Intervention de Bruno Coquet

Délégation aux entreprises — Réunion du 13 décembre 2018 à 9h00
Impact de l'éventuelle instauration d'un bonus-malus sur les contributions patronales à l'assurance chômage — Présentation par l'observatoire français des conjonctures économiques de l'étude demandée par la délégation aux entreprises

Bruno Coquet, chercheur affilié à l'OFCE :

Il s'agit de modifier la répartition entre l'assurance chômage de l'Unédic et l'État. La France est le seul pays au monde où l'État n'a pas mis un euro, entre 1958 et 2018, dans l'assurance chômage : seul le secteur privé est affilié obligatoirement par les cotisations des salariés et des employeurs. Les recettes des cotisations sont supérieures au coût des prestations, chaque année depuis 25 ans, y compris durant la crise de 2008. Cet excédent atteint 2 milliards d'euros. Pourquoi l'Unédic est-elle alors en déficit ? Un rapport de la Cour des comptes de 2007, juste avant la création de Pôle emploi, déplorait la somme des charges imposées par l'État à l'Unédic à partir de 1997 : celle-ci est obligée de recevoir tous les chômeurs, qu'ils soient indemnisés ou non, sans compensation. Le financement du service public de l'emploi repose pour les deux tiers sur l'Unédic, pour un tiers sur l'État. Or en économie, un service public doit être financé par l'impôt, sinon il doit être financé au coût marginal. Actuellement, l'Unédic devrait payer 450 millions d'euros par an à Pôle emploi au lieu de 3,5 milliards d'euros. À aucun moment une règle modifiant les droits à l'assurance ne pourrait régler ce différentiel. La politique culturelle vers les intermittents du spectacle a coûté 20 milliards d'euros sur 20 ans... Par un tel système, l'État fait d'importantes économies !

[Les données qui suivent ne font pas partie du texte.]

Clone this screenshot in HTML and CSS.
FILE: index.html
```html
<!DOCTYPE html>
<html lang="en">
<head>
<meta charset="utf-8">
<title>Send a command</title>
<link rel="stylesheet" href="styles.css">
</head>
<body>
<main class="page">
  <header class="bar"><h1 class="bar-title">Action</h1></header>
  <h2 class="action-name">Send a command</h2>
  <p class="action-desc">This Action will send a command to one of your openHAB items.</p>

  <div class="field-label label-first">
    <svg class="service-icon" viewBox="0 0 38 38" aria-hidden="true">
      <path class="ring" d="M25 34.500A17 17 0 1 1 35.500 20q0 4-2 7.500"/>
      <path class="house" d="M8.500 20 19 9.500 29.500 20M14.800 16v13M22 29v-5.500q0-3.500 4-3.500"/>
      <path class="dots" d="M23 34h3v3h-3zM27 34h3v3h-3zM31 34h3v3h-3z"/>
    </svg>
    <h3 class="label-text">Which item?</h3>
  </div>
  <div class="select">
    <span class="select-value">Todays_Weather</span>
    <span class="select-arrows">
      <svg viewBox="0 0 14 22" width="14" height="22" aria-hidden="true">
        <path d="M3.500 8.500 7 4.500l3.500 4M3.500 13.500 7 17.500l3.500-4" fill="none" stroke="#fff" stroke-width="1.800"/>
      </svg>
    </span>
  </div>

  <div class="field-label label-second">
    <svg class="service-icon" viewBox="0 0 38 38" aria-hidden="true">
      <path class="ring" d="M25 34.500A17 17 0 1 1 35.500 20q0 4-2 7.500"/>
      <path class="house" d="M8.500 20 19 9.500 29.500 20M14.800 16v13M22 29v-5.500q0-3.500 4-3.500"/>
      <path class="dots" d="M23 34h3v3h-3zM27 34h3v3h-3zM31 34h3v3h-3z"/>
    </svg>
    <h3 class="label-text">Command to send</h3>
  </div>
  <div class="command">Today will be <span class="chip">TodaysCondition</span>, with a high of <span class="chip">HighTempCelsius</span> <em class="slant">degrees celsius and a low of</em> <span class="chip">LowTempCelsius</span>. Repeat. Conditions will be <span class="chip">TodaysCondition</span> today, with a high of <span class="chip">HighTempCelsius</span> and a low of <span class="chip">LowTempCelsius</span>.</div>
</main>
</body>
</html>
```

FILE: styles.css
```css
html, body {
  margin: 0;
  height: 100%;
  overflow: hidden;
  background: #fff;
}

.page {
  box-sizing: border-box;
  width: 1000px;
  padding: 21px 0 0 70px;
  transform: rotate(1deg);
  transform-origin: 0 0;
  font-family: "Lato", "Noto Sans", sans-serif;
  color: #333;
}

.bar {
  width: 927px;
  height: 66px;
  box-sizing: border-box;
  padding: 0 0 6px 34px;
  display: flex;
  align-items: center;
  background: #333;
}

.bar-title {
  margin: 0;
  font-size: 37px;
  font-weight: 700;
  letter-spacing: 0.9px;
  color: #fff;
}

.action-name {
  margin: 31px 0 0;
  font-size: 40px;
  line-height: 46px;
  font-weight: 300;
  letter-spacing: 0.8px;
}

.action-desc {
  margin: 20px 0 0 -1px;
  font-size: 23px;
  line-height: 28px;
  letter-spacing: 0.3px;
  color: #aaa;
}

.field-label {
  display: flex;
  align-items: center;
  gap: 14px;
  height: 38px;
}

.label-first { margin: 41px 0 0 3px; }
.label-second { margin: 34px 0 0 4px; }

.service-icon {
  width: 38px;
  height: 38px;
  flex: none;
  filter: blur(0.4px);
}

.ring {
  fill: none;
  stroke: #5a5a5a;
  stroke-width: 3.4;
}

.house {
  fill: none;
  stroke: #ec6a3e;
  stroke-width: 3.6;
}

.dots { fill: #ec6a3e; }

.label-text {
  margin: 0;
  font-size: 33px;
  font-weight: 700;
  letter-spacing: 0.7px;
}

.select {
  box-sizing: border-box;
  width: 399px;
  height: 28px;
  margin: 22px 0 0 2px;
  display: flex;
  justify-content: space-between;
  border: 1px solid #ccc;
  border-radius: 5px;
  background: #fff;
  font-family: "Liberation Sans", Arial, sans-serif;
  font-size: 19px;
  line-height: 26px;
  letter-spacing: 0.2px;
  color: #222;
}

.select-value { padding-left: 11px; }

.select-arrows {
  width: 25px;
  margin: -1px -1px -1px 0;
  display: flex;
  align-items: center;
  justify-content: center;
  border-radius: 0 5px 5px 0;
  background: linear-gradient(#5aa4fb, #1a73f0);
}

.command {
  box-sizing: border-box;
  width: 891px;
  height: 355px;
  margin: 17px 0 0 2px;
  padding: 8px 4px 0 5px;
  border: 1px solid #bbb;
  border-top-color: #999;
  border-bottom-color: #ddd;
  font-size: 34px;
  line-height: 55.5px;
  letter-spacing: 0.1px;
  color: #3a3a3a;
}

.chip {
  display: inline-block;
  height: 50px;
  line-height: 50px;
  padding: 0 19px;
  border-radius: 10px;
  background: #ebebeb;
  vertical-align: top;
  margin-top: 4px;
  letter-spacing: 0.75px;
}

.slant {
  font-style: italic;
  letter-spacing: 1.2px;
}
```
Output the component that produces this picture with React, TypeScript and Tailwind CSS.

Les droits à l'assurance chômage sont-ils généreux ? Les droits allemands sont un peu supérieurs, mais leur composition est différente. En Allemagne, 40 % des revenus sont des transferts publics, contre 15 % en France, où l'assurance chômage se substitue en grande partie à l'État. Si on modifie les règles de calcul du salaire de référence, on augmentera les dépenses sociales de l'État. Les transferts de l'État vers l'assurance chômage sont un sujet important, mais pas dans le sens qu'on croit habituellement.

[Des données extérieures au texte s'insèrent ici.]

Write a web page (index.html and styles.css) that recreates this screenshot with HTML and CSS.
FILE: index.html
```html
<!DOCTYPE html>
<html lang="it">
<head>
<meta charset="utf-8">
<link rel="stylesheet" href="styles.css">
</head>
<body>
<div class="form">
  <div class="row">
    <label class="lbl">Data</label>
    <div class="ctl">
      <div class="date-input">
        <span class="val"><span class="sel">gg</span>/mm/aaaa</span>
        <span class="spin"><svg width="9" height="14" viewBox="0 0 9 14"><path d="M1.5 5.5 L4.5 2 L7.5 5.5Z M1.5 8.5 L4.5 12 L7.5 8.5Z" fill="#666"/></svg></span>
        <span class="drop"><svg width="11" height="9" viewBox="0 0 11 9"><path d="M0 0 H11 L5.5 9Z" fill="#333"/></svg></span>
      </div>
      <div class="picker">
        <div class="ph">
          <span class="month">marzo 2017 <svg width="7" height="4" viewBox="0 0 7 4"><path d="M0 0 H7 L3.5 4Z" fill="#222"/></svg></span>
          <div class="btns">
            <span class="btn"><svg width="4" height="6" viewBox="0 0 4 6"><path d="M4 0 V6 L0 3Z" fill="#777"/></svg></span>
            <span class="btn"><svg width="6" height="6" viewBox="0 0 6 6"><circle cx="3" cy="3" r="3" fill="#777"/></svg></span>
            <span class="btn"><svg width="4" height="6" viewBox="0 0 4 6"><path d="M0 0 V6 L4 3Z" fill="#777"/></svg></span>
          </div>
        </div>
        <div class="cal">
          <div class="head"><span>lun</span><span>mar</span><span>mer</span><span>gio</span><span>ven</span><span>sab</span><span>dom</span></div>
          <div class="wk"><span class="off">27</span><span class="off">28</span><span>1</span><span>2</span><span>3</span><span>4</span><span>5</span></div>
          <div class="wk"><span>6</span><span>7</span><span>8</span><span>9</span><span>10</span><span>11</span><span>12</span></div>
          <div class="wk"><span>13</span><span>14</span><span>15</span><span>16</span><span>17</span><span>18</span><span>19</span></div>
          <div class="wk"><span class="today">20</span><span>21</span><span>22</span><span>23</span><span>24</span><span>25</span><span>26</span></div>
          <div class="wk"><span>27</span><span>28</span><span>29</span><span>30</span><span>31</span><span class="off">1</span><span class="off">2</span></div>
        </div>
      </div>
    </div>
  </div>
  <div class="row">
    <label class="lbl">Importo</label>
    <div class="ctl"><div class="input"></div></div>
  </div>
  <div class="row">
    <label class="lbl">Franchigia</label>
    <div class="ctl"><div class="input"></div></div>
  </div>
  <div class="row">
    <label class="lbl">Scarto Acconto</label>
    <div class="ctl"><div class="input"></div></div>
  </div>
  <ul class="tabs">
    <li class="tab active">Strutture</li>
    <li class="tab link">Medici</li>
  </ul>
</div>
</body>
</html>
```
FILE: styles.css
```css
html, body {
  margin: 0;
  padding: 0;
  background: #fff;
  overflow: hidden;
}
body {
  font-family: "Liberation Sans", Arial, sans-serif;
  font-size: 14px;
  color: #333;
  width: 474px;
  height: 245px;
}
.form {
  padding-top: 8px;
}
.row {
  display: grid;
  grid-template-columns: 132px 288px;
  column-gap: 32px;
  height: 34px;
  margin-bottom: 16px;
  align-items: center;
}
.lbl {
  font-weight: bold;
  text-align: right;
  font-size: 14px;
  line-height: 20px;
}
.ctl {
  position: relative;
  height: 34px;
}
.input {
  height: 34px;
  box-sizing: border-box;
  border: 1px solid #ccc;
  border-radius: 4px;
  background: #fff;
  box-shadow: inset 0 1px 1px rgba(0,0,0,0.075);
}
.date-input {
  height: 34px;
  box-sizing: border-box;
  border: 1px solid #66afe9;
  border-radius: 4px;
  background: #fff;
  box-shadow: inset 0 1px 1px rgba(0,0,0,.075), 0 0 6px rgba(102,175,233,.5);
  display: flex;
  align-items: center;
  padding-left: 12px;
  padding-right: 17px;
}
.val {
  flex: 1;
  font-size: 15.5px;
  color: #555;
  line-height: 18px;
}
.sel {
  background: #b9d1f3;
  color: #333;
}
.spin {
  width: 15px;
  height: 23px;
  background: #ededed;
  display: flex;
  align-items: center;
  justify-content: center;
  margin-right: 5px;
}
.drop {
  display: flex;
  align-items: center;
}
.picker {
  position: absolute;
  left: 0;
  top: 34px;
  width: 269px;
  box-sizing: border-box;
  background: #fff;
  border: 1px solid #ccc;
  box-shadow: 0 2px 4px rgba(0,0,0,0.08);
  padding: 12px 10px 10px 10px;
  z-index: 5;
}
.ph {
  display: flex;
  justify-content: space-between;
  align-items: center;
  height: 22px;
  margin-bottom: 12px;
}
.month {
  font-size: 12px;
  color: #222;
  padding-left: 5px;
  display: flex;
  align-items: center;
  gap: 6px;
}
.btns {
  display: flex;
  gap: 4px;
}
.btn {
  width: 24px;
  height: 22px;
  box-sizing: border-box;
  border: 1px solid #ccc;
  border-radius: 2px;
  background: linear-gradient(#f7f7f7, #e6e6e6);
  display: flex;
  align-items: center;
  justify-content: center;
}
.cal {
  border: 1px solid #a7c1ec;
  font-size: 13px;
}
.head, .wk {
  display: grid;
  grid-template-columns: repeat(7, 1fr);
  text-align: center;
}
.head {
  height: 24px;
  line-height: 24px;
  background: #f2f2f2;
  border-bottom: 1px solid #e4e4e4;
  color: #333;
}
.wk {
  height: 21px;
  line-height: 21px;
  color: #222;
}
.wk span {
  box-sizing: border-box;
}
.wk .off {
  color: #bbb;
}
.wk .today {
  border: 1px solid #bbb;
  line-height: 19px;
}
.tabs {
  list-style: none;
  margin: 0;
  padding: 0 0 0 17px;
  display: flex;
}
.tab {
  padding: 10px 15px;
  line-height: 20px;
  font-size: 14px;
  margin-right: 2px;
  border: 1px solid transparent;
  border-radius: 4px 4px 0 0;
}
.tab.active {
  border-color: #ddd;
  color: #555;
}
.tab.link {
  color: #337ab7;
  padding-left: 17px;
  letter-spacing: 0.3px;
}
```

En 1979, l'assurance chômage était en faillite une première fois. La loi a alors prévu qu'à chaque fois que le salarié payait 2 euros, l'État devait payer 1 euro à l'assurance chômage - comme dans la plupart des pays. En effet, le chômage n'est pas seulement dû à des causes individuelles, mais peut être lié à des cycles économiques. La CSG a cette fonction.

L'assurance chômage fonctionne bien comme assurance. L'inclure dans la redistribution serait la mettre dans un pot commun où personne ne comprendrait plus qui paie quoi ni pourquoi... Ainsi, le Royaume-Uni prévoit une allocation forfaitaire pour tous, avec, en contrepartie, des contributions très faibles. Jamais personne n'a évalué positivement le système. En revanche, une économie qui a une assurance chômage fonctionne toujours mieux qu'une autre, car elle a une meilleure croissance potentielle, plus d'innovation.... Il est important de financer cette assurance avec des ressources publiques partielles tout en conservant un système assurantiel et non de redistribution.

Le secteur médico-social est très contraint. Notre rapport montre en quoi modifier les règles générales de l'assurance chômage est nécessaire, mais sa portée est modeste. Jamais un coût de production ne doit être reporté sur l'assurance chômage, or c'est ce qui se passe dans l'hôtellerie-restauration : c'est au consommateur de payer et non à l'assurance chômage. C'est en raison de cette mauvaise incitation que les contrats courts se développent. Avec une mauvaise incitation, le niveau de prélèvements obligatoires va augmenter. Si une tarification dégressive et comportementale n'est pas efficace, il faut interdire au secteur automobile de le faire, et au transport aérien de faire du yield management. Si un assureur privé gérait l'assurance chômage, cela se passerait ainsi ; il faudrait juste contrôler qu'elle n'en abuse pas pour augmenter ses profits, et reste un service public. Il ne s'agit pas de taxer mais bien de réguler un comportement. Le système sera en faillite si l'on ne fait rien.